- Born: September 26, 1921 Staten Island, New York, U.S.
- Died: January 12, 1988 (aged 66) St. Petersburg, Florida, U.S.
- Occupation: Minor League Baseball president
- Years active: 1979–1988

= John H. Johnson (baseball) =

American baseball executive (1921–1988)

John H. Johnson (September 26, 1921 – January 12, 1988) was an American baseball executive, whose most significant role was as president of the National Association of Professional Baseball Leagues from 1979 through 1988. He was born in Staten Island, New York.

Johnson was credited with helping the then struggling organization stabilize and grow. During his ten-year tenure, he was in charge of 17 minor league circuits and 176 teams throughout the United States. One of his most important achievements was an extensive overhaul of the master player development contract, which governs the relations between Major League Baseball organizations and their mostly independently owned Minor League affiliates.

== Early life ==
Johnson, whose strength was as an administrator, joined the New York Yankees organization in 1947, working for them for 24 years. He served initially as secretary to general manager George Weiss. Johnson was later promoted as general manager of the Double-A Binghamton Triplets farm club, traveling secretary for the Yankees, and finally as vice president for minor league operations.

When Bowie Kuhn was elected baseball commissioner in 1969, Johnson joined his office staff for the next eight years. Following his stint as administrator for Kuhn, Johnson was unanimously elected as president of the National Association of Professional Baseball Leagues at the Winter Meetings held in 1978, succeeding Bobby Bragan. Johnson received a five-year contract extension in 1981 and was re-elected to a three-year term in 1986. With Johnson at the helm, the NAPBL attendance soared to more than 20 million fans in 1987, a figure not matched since the 1953 season.

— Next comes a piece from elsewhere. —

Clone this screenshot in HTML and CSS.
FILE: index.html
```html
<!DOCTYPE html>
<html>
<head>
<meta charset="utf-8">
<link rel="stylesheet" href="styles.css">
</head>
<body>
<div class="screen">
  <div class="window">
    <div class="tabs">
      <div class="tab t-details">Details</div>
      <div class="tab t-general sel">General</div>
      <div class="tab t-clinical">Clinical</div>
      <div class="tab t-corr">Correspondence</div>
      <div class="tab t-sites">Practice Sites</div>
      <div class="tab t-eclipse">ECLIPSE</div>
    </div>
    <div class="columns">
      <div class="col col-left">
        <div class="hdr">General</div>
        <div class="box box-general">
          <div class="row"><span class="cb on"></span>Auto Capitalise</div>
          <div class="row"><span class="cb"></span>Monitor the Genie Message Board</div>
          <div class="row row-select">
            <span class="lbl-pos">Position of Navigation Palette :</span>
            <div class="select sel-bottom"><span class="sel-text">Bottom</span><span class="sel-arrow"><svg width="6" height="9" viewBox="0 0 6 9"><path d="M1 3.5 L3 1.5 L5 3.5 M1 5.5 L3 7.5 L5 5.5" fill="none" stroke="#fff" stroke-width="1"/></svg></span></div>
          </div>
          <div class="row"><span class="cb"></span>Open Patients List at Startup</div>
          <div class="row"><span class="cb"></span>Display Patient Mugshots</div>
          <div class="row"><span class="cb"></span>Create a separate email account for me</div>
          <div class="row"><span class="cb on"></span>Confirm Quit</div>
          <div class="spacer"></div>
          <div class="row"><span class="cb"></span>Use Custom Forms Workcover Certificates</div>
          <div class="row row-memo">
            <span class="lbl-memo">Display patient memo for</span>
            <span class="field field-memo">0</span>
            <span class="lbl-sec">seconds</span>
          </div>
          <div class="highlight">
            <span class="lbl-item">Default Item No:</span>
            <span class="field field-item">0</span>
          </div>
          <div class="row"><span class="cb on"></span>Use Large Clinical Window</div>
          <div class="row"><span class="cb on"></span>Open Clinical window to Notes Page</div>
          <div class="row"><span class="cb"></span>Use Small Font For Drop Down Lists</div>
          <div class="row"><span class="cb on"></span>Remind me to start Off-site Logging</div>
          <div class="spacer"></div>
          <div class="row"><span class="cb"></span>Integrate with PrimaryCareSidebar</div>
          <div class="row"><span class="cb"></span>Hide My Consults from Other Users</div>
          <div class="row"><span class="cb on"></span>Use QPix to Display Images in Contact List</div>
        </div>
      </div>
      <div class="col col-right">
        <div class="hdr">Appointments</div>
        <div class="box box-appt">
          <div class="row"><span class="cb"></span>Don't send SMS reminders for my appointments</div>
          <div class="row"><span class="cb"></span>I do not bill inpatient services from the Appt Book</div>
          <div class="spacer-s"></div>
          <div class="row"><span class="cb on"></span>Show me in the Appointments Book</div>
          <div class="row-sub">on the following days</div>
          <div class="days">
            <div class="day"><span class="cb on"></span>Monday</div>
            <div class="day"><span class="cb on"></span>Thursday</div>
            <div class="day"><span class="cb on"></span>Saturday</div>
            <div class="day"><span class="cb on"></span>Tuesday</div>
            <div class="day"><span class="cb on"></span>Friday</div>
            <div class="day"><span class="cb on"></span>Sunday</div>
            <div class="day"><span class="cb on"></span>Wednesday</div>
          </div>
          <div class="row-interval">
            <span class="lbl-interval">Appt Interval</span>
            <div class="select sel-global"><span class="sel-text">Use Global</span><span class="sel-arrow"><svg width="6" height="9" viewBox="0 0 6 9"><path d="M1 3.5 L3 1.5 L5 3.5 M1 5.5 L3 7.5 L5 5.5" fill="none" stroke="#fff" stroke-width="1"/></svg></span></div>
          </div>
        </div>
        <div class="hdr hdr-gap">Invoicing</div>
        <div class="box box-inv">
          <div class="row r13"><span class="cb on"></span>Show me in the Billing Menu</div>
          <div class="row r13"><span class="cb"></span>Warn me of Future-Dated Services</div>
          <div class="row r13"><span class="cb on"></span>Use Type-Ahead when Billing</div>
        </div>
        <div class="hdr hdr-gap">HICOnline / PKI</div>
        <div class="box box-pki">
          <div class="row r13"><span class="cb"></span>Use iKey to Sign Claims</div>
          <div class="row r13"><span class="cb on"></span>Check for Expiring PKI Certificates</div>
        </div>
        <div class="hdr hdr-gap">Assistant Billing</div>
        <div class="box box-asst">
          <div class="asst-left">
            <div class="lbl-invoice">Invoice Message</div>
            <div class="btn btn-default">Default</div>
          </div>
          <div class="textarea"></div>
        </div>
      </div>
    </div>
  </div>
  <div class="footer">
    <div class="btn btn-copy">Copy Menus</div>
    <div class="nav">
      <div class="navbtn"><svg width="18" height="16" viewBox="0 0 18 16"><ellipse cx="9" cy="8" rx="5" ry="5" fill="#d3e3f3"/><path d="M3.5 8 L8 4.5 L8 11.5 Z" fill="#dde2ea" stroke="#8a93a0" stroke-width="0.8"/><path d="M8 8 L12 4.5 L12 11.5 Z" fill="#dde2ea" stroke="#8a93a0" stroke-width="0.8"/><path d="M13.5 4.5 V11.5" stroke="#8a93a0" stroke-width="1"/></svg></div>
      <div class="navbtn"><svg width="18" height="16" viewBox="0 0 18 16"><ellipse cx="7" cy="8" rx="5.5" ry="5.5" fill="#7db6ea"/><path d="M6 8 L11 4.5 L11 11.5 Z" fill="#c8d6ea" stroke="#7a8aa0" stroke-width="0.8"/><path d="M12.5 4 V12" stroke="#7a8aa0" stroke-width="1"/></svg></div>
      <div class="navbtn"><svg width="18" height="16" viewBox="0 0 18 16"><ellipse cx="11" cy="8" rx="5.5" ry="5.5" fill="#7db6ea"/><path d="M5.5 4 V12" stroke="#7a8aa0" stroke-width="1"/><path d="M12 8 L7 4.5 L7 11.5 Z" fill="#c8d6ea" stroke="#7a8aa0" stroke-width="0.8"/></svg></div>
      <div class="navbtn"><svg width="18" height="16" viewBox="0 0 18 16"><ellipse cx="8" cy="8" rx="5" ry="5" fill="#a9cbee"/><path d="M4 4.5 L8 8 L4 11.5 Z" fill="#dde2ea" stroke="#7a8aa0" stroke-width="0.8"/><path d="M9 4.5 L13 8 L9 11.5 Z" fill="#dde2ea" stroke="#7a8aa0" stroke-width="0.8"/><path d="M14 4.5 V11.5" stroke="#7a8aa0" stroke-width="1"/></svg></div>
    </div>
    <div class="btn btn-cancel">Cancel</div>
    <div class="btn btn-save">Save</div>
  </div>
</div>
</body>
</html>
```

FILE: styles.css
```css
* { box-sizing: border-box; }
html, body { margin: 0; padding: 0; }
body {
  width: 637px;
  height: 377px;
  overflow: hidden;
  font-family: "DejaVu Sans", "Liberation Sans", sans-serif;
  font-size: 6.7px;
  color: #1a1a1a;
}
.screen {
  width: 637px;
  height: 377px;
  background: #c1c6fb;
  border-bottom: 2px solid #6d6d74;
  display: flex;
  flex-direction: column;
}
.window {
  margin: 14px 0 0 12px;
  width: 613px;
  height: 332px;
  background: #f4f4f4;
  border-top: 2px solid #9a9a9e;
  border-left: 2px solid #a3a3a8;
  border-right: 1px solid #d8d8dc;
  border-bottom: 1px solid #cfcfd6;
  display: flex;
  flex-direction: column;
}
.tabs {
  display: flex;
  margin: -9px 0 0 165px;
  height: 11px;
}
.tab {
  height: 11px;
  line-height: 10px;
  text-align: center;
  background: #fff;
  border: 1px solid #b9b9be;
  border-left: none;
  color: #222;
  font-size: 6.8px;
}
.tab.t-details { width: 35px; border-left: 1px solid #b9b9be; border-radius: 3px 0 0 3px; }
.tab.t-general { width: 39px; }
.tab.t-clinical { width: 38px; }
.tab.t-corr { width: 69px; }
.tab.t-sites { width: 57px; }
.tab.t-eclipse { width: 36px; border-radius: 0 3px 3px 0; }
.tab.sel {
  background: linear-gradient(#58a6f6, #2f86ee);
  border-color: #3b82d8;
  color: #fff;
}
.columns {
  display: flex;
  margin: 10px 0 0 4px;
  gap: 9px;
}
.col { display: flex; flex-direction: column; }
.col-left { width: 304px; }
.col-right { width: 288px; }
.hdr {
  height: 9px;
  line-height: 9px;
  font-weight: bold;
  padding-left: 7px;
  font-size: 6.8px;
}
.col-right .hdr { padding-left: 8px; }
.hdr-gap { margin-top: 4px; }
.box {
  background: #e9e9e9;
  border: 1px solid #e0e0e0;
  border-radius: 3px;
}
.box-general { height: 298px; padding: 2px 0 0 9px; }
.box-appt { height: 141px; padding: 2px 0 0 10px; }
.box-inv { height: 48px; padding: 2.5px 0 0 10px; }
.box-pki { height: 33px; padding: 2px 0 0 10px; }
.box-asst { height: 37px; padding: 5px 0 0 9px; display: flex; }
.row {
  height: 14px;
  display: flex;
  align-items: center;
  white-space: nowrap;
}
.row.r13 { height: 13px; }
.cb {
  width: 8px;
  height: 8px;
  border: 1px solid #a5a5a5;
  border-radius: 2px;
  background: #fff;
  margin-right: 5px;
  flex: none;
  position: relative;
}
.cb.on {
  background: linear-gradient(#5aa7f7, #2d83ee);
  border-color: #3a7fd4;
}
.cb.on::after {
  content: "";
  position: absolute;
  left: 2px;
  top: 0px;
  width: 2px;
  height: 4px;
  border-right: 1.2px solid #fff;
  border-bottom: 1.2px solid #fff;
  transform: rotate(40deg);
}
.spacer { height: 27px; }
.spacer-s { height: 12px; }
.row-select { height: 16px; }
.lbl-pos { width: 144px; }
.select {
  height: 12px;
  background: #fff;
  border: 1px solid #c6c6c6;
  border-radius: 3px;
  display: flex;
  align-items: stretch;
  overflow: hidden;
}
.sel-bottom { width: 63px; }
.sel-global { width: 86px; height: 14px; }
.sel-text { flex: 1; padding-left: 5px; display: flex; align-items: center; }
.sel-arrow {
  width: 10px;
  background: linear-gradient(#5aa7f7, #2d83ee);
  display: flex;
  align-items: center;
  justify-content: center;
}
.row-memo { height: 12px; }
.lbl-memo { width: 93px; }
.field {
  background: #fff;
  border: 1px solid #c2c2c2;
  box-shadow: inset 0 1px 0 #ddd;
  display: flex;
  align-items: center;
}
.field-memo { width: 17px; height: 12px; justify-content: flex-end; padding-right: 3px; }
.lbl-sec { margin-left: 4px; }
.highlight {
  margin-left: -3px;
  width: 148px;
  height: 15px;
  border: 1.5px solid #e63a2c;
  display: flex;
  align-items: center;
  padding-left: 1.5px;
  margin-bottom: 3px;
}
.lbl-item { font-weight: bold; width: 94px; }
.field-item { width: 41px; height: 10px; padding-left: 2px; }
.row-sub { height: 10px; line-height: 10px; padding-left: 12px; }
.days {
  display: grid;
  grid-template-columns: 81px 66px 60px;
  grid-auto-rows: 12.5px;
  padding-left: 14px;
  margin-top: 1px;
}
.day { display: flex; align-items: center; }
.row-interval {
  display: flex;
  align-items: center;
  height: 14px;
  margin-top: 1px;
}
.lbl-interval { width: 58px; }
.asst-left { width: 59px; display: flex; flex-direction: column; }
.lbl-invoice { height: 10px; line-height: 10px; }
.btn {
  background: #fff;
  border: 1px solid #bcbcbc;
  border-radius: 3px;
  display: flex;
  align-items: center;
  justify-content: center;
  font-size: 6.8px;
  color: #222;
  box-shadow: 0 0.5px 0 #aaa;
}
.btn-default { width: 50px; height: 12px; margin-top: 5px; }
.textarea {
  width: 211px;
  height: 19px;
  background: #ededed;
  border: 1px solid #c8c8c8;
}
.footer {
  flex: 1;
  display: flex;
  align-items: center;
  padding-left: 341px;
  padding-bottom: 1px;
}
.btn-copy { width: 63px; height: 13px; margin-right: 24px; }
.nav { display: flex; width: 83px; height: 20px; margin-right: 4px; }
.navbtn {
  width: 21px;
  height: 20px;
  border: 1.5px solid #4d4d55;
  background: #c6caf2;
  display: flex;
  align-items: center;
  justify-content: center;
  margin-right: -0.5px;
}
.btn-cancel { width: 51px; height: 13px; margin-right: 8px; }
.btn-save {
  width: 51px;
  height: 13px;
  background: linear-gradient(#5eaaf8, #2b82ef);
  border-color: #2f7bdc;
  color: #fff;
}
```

Johnson was diagnosed with chest cancer in September 1987. He was a long-time resident of St. Petersburg, Florida, where he died in January 1988 at the age of 66.

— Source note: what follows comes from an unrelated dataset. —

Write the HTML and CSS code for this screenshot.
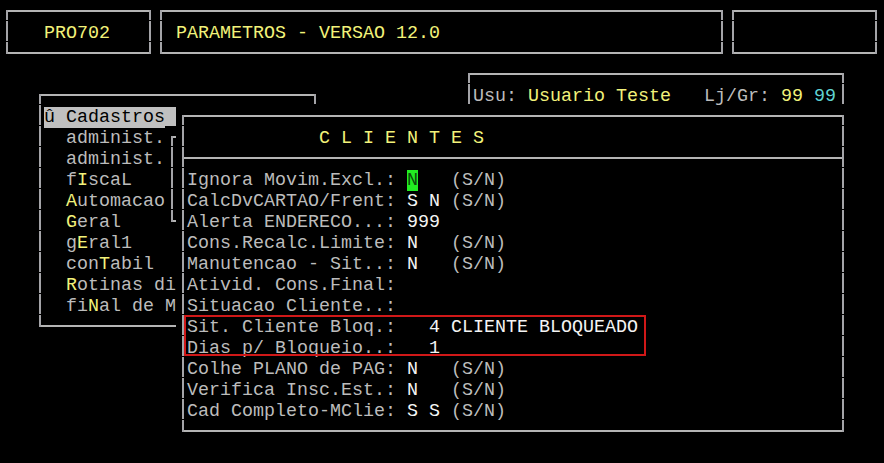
FILE: index.html
```html
<!DOCTYPE html>
<html lang="pt">
<head>
<meta charset="utf-8">
<title>PRO702 - Parametros</title>
<link rel="stylesheet" href="styles.css">
</head>
<body>
<div class="screen">
  <div class="win w-prog"><div class="line">   <span class="y">PRO702</span></div></div>
  <div class="win w-title"><div class="line"> <span class="y">PARAMETROS - VERSAO 12.0</span></div></div>
  <div class="win w-blank"></div>

  <div class="win w-user"><div class="line">Usu: <span class="y">Usuario Teste</span>   Lj/Gr: <span class="y">99</span> <span class="c">99</span></div></div>

  <div class="win w-menu">
    <div class="line"><span class="sel">û Cadastros </span></div>
    <div class="line">  administ.</div>
    <div class="line">  administ.</div>
    <div class="line">  f<span class="y">I</span>scaL</div>
    <div class="line">  <span class="y">A</span>utomacao</div>
    <div class="line">  <span class="y">G</span>eral</div>
    <div class="line">  g<span class="y">E</span>ral1</div>
    <div class="line">  con<span class="y">T</span>abil</div>
    <div class="line">  <span class="y">R</span>otinas di</div>
    <div class="line">  fi<span class="y">N</span>al de M</div>
  </div>

  <div class="win w-sub"></div>

  <div class="win w-cli">
    <div class="line">            <span class="y">C L I E N T E S</span></div>
    <div class="sep"></div>
    <div class="line">Ignora Movim.Excl.: <span class="cur">N</span>   (S/N)</div>
    <div class="line">CalcDvCARTAO/Frent: <span class="v">S N</span> (S/N)</div>
    <div class="line">Alerta ENDERECO...: <span class="v">999</span></div>
    <div class="line">Cons.Recalc.Limite: <span class="v">N</span>   (S/N)</div>
    <div class="line">Manutencao - Sit..: <span class="v">N</span>   (S/N)</div>
    <div class="line">Ativid. Cons.Final:</div>
    <div class="line">Situacao Cliente..:</div>
    <div class="line">Sit. Cliente Bloq.:   <span class="v">4 CLIENTE BLOQUEADO</span></div>
    <div class="line">Dias p/ Bloqueio..:   <span class="v">1</span></div>
    <div class="line">Colhe PLANO de PAG: <span class="v">N</span>   (S/N)</div>
    <div class="line">Verifica Insc.Est.: <span class="v">N</span>   (S/N)</div>
    <div class="line">Cad Completo-MClie: <span class="v">S S</span> (S/N)</div>
  </div>

  <div class="mark"></div>
</div>
</body>
</html>
```
FILE: styles.css
```css
html, body {
  margin: 0;
  padding: 0;
  background: #000;
}

.screen {
  position: relative;
  width: 884px;
  height: 463px;
  overflow: hidden;
  background: #000;
  font-family: "Liberation Mono", "DejaVu Sans Mono", monospace;
  font-size: 18.33px;
  line-height: 21px;
  color: #bcbcbc;
}

/* a terminal window: covers whole character cells, border runs through cell centres */
.win {
  position: absolute;
  box-sizing: border-box;
  background: #000;
  padding: 21px 0 0 11px;
}

.win::before {
  content: "";
  position: absolute;
  left: 6px;
  top: 10px;
  right: 3px;
  bottom: 9px;
  border-top: 2px solid #b4b4b4;
  border-bottom: 2px solid #b4b4b4;
  border-left: 2px solid transparent;
  border-right: 2px solid transparent;
  pointer-events: none;
}

.win::after {
  content: "";
  position: absolute;
  left: 6px;
  top: 10px;
  right: 3px;
  bottom: 9px;
  border-left: 2px solid #a4a4a8;
  border-right: 2px solid #a4a4a8;
  -webkit-mask: repeating-linear-gradient(to bottom, #000 0 10px, transparent 10px 11px, #000 11px 21px);
  mask: repeating-linear-gradient(to bottom, #000 0 10px, transparent 10px 11px, #000 11px 21px);
  pointer-events: none;
}

.line {
  box-sizing: border-box;
  white-space: pre;
  height: 21px;
  padding-top: 2px;
}

.w-prog  { left: 0;     top: 0;   width: 154px; height: 63px; }
.w-title { left: 154px; top: 0;   width: 572px; height: 63px; }
.w-blank { left: 726px; top: 0;   width: 154px; height: 63px; }
.w-user  { left: 462px; top: 63px;  width: 385px; height: 84px; }
.w-menu  { left: 33px;  top: 84px;  width: 286px; height: 252px; }
.w-sub   { left: 165px; top: 126px; width: 176px; height: 105px; }
.w-cli   { left: 176px; top: 105px; width: 671px; height: 336px; }

.sep {
  height: 0;
  margin: 10px 3px 9px -5px;
  border-top: 2px solid #b4b4b4;
}

.y   { color: #f2f27a; }
.c   { color: #5fd3d3; }
.v   { color: #f4f4f4; }

.sel {
  background: #c0c0c0;
  color: #000;
}

.cur {
  background: #22ee22;
  color: #0a4a0a;
}

.mark {
  position: absolute;
  left: 184px;
  top: 315px;
  width: 462px;
  height: 41px;
  box-sizing: border-box;
  border: 2px solid #d01818;
}
```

The John H. Johnson President's Award, is considered the most prestigious recognition given by Minor League Baseball and is awarded annually to honor the complete minor league franchise, based on franchise stability, contributions to league stability, contributions to baseball in the community, and promotion of the baseball industry. Originally known only as the President's Award when it was created in 1974, it was renamed in Johnson's honor starting with the 1988 season.